In practical terms, it means:

  • Privacy is built into systems by design. Organizations must embed privacy controls into applications, AI systems, cloud platforms, and data architectures from the beginning rather than adding them later.
  • Privacy enables business operations. Just as networking, identity management, and cybersecurity are core infrastructure, privacy has become an essential capability that supports AI, data sharing, digital services, and regulatory compliance.
  • Privacy is a technical and operational discipline. Engineers, architects, security teams, and AI governance professionals are now responsible for implementing privacy-enhancing technologies, data minimization, consent management, encryption, and access controls—not just legal or compliance teams.

For organizations deploying AI, the phrase is especially relevant because regulations and frameworks increasingly require privacy to be integrated into AI governance. This includes conducting privacy impact assessments, limiting unnecessary data collection, protecting personal information, and ensuring transparency and accountability throughout the AI lifecycle.

In short, “Privacy Just Became Infrastructure” means privacy is now a foundational capability that organizations must engineer, manage, and continuously maintain—just like cybersecurity, identity, and cloud infrastructure.

The pressure on industry, in general

The patchwork is now a wall.
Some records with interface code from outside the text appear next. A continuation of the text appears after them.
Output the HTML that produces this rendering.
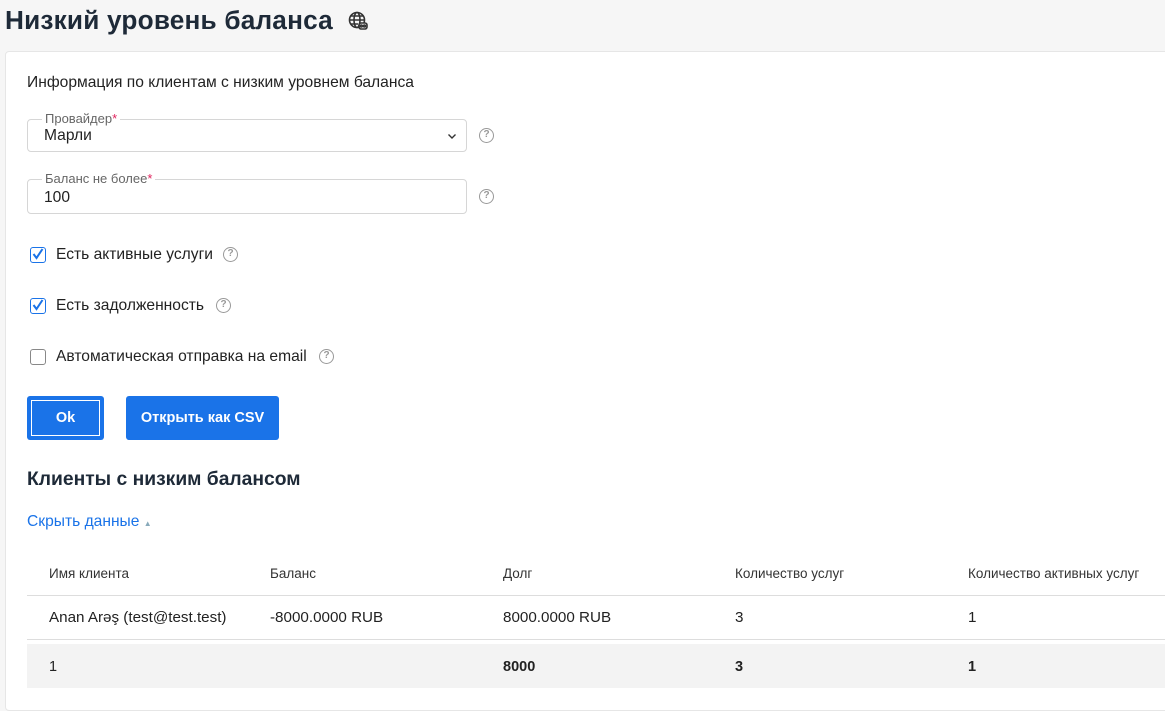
<!DOCTYPE html>
<html><head><meta charset="utf-8"><style>
*{box-sizing:border-box;margin:0;padding:0}
body{width:1165px;height:700px;overflow:hidden;background:#f6f6f6;font-family:"Liberation Sans","DejaVu Sans",sans-serif;color:#1f2a37;position:relative}
h1{position:absolute;left:5px;top:5px;font-size:26.2px;font-weight:bold;color:#1e2a38;letter-spacing:0.2px}
.card{position:absolute;left:5px;top:51px;width:1170px;height:660px;background:#fff;border:1px solid #e6e6e6;border-radius:4px}
.a{position:absolute}
.field{position:absolute;left:27px;width:440px;border:1px solid #d6d6d6;border-radius:4px;background:#fff}
.lbl{position:absolute;left:14px;top:-9px;background:#fff;padding:0 3px;font-size:13px;color:#666}
.lbl b{color:#e0245e;font-weight:normal}
.q{position:absolute;width:15px;height:15px;border:1.5px solid #999;border-radius:50%;font-size:10px;color:#999;text-align:center;line-height:12px;font-weight:bold}
.cb{position:absolute;left:30px;width:16px;height:16px;border-radius:3px}
.cb.on{border:1.5px solid #1a73e8}
.cb.off{border:1.5px solid #888}
.t{font-size:15.6px;color:#222}
.btn{position:absolute;top:396px;height:44px;background:#1a73e8;border-radius:3px;color:#fff;font-size:14.5px;font-weight:bold;text-align:center;line-height:44px}
.th{position:absolute;top:566px;font-size:13.5px;color:#333}
.td{position:absolute;top:609px;font-size:15.2px;color:#222}
.tf{position:absolute;top:659px;font-size:14.5px;font-weight:bold;color:#222}
</style></head><body>
<h1>Низкий уровень баланса <svg style="vertical-align:-2px;margin-left:8px" width="20" height="20" viewBox="0 0 20 20" fill="none" stroke="#333" stroke-width="1.6"><circle cx="9" cy="9" r="7.5"/><ellipse cx="9" cy="9" rx="3" ry="7.5"/><path d="M1.5 9h15M3 5h12M3 13h7"/><rect x="11" y="12" width="8" height="6" rx="2" fill="#fff"/><circle cx="13.3" cy="15" r="1"/><circle cx="16.5" cy="15" r="1"/></svg></h1>
<div class="card"></div>
<div class="a t" style="left:27px;top:74px">Информация по клиентам с низким уровнем баланса</div>
<div class="field" style="top:119px;height:33px"><span class="lbl">Провайдер<b>*</b></span><span class="a" style="left:16px;top:7px;font-size:15.6px;color:#222">Марли</span><svg class="a" style="left:419px;top:12px" width="10" height="8" viewBox="0 0 10 8"><path d="M1.5 2.5L5 6 8.5 2.5" stroke="#333" stroke-width="1.4" fill="none"/></svg></div>
<div class="q" style="left:479px;top:128px">?</div>
<div class="field" style="top:179px;height:35px"><span class="lbl">Баланс не более<b>*</b></span><span class="a" style="left:16px;top:9px;font-size:15.6px;color:#222">100</span></div>
<div class="q" style="left:479px;top:189px">?</div>
<div class="cb on" style="top:247px"><svg width="14" height="14" viewBox="0 0 14 14" style="position:absolute;left:0;top:-1px"><path d="M2.5 7l3 4 6-9" stroke="#1a73e8" stroke-width="2" fill="none"/></svg></div>
<div class="a t" style="left:56px;top:246px">Есть активные услуги</div>
<div class="q" style="left:223px;top:247px">?</div>
<div class="cb on" style="top:298px"><svg width="14" height="14" viewBox="0 0 14 14" style="position:absolute;left:0;top:-1px"><path d="M2.5 7l3 4 6-9" stroke="#1a73e8" stroke-width="2" fill="none"/></svg></div>
<div class="a t" style="left:56px;top:297px">Есть задолженность</div>
<div class="q" style="left:216px;top:298px">?</div>
<div class="cb off" style="top:349px"></div>
<div class="a t" style="left:56px;top:348px">Автоматическая отправка на email</div>
<div class="q" style="left:319px;top:349px">?</div>
<div class="btn" style="left:27px;width:77px"><div style="position:absolute;left:4px;top:4px;right:4px;bottom:4px;border:1px solid #fff"></div>Ok</div>
<div class="btn" style="left:126px;width:153px">Открыть как CSV</div>
<div class="a" style="left:27px;top:469px;font-size:19.3px;font-weight:bold;color:#1e2a38">Клиенты с низким балансом</div>
<div class="a" style="left:27px;top:513px;font-size:15.6px;color:#1a73e8">Скрыть данные <span style="font-size:8px;color:#8ab">▲</span></div>
<div class="th" style="left:49px">Имя клиента</div>
<div class="th" style="left:270px">Баланс</div>
<div class="th" style="left:503px">Долг</div>
<div class="th" style="left:735px">Количество услуг</div>
<div class="th" style="left:968px">Количество активных услуг</div>
<div class="a" style="left:27px;top:595px;width:1140px;height:1px;background:#ddd"></div>
<div class="td" style="left:49px">Anan Arəş (test@test.test)</div>
<div class="td" style="left:270px">-8000.0000 RUB</div>
<div class="td" style="left:503px">8000.0000 RUB</div>
<div class="td" style="left:735px">3</div>
<div class="td" style="left:968px">1</div>
<div class="a" style="left:27px;top:639px;width:1140px;height:1px;background:#ddd"></div>
<div class="a" style="left:27px;top:644px;width:1140px;height:44px;background:#f3f3f3"></div>
<div class="tf" style="left:49px;font-weight:normal">1</div>
<div class="tf" style="left:503px">8000</div>
<div class="tf" style="left:735px">3</div>
<div class="tf" style="left:968px">1</div>
</body></html>
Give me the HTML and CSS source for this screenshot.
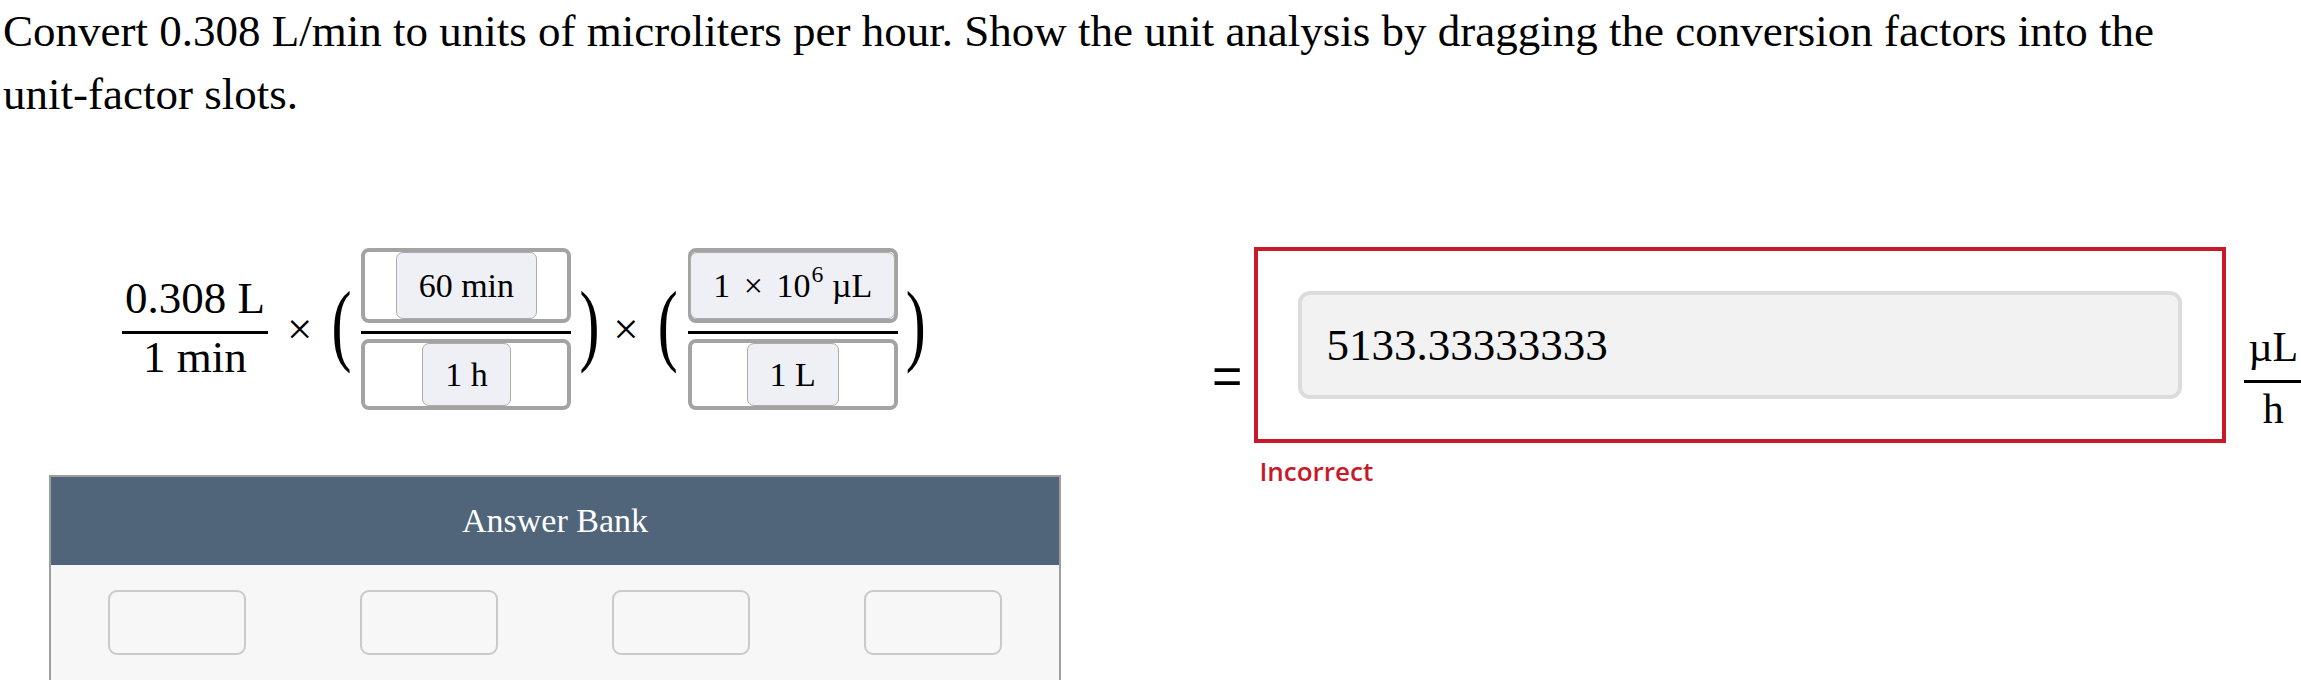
FILE: index.html
```html
<!DOCTYPE html>
<html lang="en">
<head>
    <meta charset="UTF-8">
    <meta name="viewport" content="width=device-width, initial-scale=1.0">
    <title>Unit Analysis</title>
    <link rel="stylesheet" href="styles.css">
</head>
<body>
    <p class="prompt">Convert 0.308 L/min to units of microliters per hour. Show the unit analysis by dragging the conversion factors into the <span class="nowrap">unit-factor</span> slots.</p>

    <div class="workspace">
        <div class="left-col">
            <div class="expression">
                <div class="frac given">
                    <span class="num">0.308 L</span>
                    <span class="den">1 min</span>
                </div>
                <span class="times">×</span>
                <span class="paren">(</span>
                <div class="factor">
                    <div class="slot slot-num"><div class="chip"><span>60 min</span></div></div>
                    <div class="factor-bar"></div>
                    <div class="slot slot-den"><div class="chip"><span>1 h</span></div></div>
                </div>
                <span class="paren close">)</span>
                <span class="times">×</span>
                <span class="paren">(</span>
                <div class="factor">
                    <div class="slot slot-num"><div class="chip"><span>1<span class="chip-times">×</span>10<sup>6</sup>&nbsp;µL</span></div></div>
                    <div class="factor-bar"></div>
                    <div class="slot slot-den"><div class="chip"><span>1 L</span></div></div>
                </div>
                <span class="paren close">)</span>
            </div>

            <div class="answer-bank">
                <div class="bank-header">Answer Bank</div>
                <div class="bank-body">
                    <div class="bank-slot"></div>
                    <div class="bank-slot"></div>
                    <div class="bank-slot"></div>
                    <div class="bank-slot"></div>
                </div>
            </div>
        </div>

        <span class="equals">=</span>

        <div class="answer">
            <div class="answer-box">
                <div class="answer-input">5133.33333333</div>
            </div>
            <div class="feedback">Incorrect</div>
        </div>

        <div class="frac unit">
            <span class="num">µL</span>
            <span class="den">h</span>
        </div>
    </div>
</body>
</html>
```

FILE: styles.css
```css
* {
    margin: 0;
    padding: 0;
    box-sizing: border-box;
}

body {
    font-family: "Liberation Serif", "Times New Roman", serif;
    color: #000;
    background: #fff;
    padding-left: 3px;
    overflow: hidden;
}

.prompt {
    font-size: 45px;
    line-height: 63px;
}

.nowrap {
    white-space: nowrap;
}

.workspace {
    display: flex;
    align-items: flex-start;
    margin-top: 121px;
}

.workspace > * {
    flex-shrink: 0;
}

.left-col {
    width: 1012px;
    margin-left: 46px;
}

/* equation row */
.expression {
    display: flex;
    align-items: flex-start;
    padding-left: 73px;
}

.frac {
    display: flex;
    flex-direction: column;
    text-align: center;
}

.frac .num {
    border-bottom: 3px solid #000;
}

.given {
    margin-top: 29px;
    font-size: 45px;
}

.given .num {
    line-height: 45px;
    padding: 0 3px 10px;
}

.given .den {
    line-height: 45px;
    padding-top: 1px;
}

.times {
    font-size: 45px;
    line-height: 45px;
    margin-top: 60px;
    margin-left: 19px;
}

.paren {
    display: inline-block;
    font-size: 60px;
    line-height: 60px;
    margin-top: 47px;
    margin-left: 19px;
    transform: scaleY(1.5);
}

.paren.close {
    margin-left: 8px;
}

.paren.close + .times {
    margin-left: 14px;
}

.factor {
    display: flex;
    flex-direction: column;
    width: 210px;
    margin-top: 1px;
    margin-left: 10px;
}

.factor-bar {
    height: 3px;
    background: #000;
    margin: 8px 0 5px;
}

.slot {
    display: flex;
    justify-content: center;
    border: 4px solid #a3a3a3;
    border-radius: 8px;
}

.slot-num {
    height: 75px;
}

.slot-den {
    height: 71px;
}

.chip {
    display: flex;
    align-items: center;
    height: 100%;
    padding: 0 22px;
    font-size: 34px;
    white-space: nowrap;
    background: #eff0f5;
    border: 1px solid #acacac;
    border-radius: 7px;
}

.chip-times {
    margin: 0 0.4em;
}

.chip sup {
    font-size: 0.7em;
    line-height: 0;
    vertical-align: 0.6em;
    margin-left: 1px;
}

/* answer bank */
.answer-bank {
    margin-top: 65px;
    border: 2px solid #9e9e9e;
    border-bottom: none;
}

.bank-header {
    height: 88px;
    line-height: 88px;
    text-align: center;
    font-size: 34px;
    color: #fff;
    background: #50647a;
}

.bank-body {
    display: grid;
    grid-template-columns: repeat(4, 1fr);
    justify-items: center;
    padding: 25px 0;
    background: #f7f7f7;
}

.bank-slot {
    width: 138px;
    height: 65px;
    border: 2px solid #cacaca;
    border-radius: 9px;
}

/* answer side */
.equals {
    font-family: "Liberation Sans", Arial, sans-serif;
    font-size: 52px;
    line-height: 52px;
    margin-top: 103px;
    margin-left: 151px;
}

.answer {
    margin-left: 12px;
}

.answer-box {
    width: 972px;
    padding: 40px;
    border: 4px solid #c8192b;
}

.answer-input {
    display: flex;
    align-items: center;
    height: 108px;
    padding-left: 24px;
    font-size: 45px;
    background: #f2f2f2;
    border: 4px solid #dcdcdc;
    border-radius: 12px;
}

.feedback {
    margin-top: 13px;
    padding-left: 5px;
    font-family: "Open Sans", sans-serif;
    font-weight: 600;
    font-size: 26px;
    line-height: 30px;
    color: #c8192b;
}

.unit {
    margin-top: 79px;
    margin-left: 18px;
    font-size: 42px;
}

.unit .num {
    line-height: 42px;
    padding: 0 4px 12px;
}

.unit .den {
    line-height: 42px;
    padding-top: 5px;
}
```
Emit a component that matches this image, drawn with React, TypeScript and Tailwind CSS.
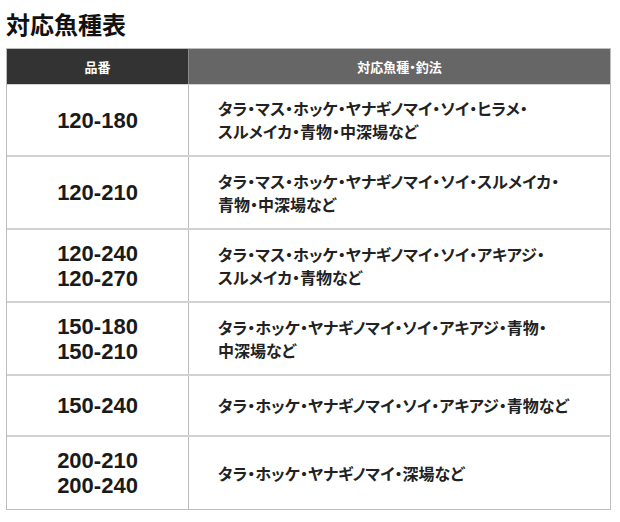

Twenty US states have comprehensive privacy laws in force. Indiana, Kentucky, and Rhode Island went enforceable this year. California’s updated CCPA regulations now mandate independent cybersecurity audits with certifications filed to the CPPA, and formal risk assessments before any “significant risk” processing begins. Rhode Island carries no cure period — day-one enforcement exposure. If your compliance program was built for one or two state laws, it’s already behind. Compliance is no longer optional or fragmented. The growing number of regulations now creates a comprehensive set of expectations that every organization must address.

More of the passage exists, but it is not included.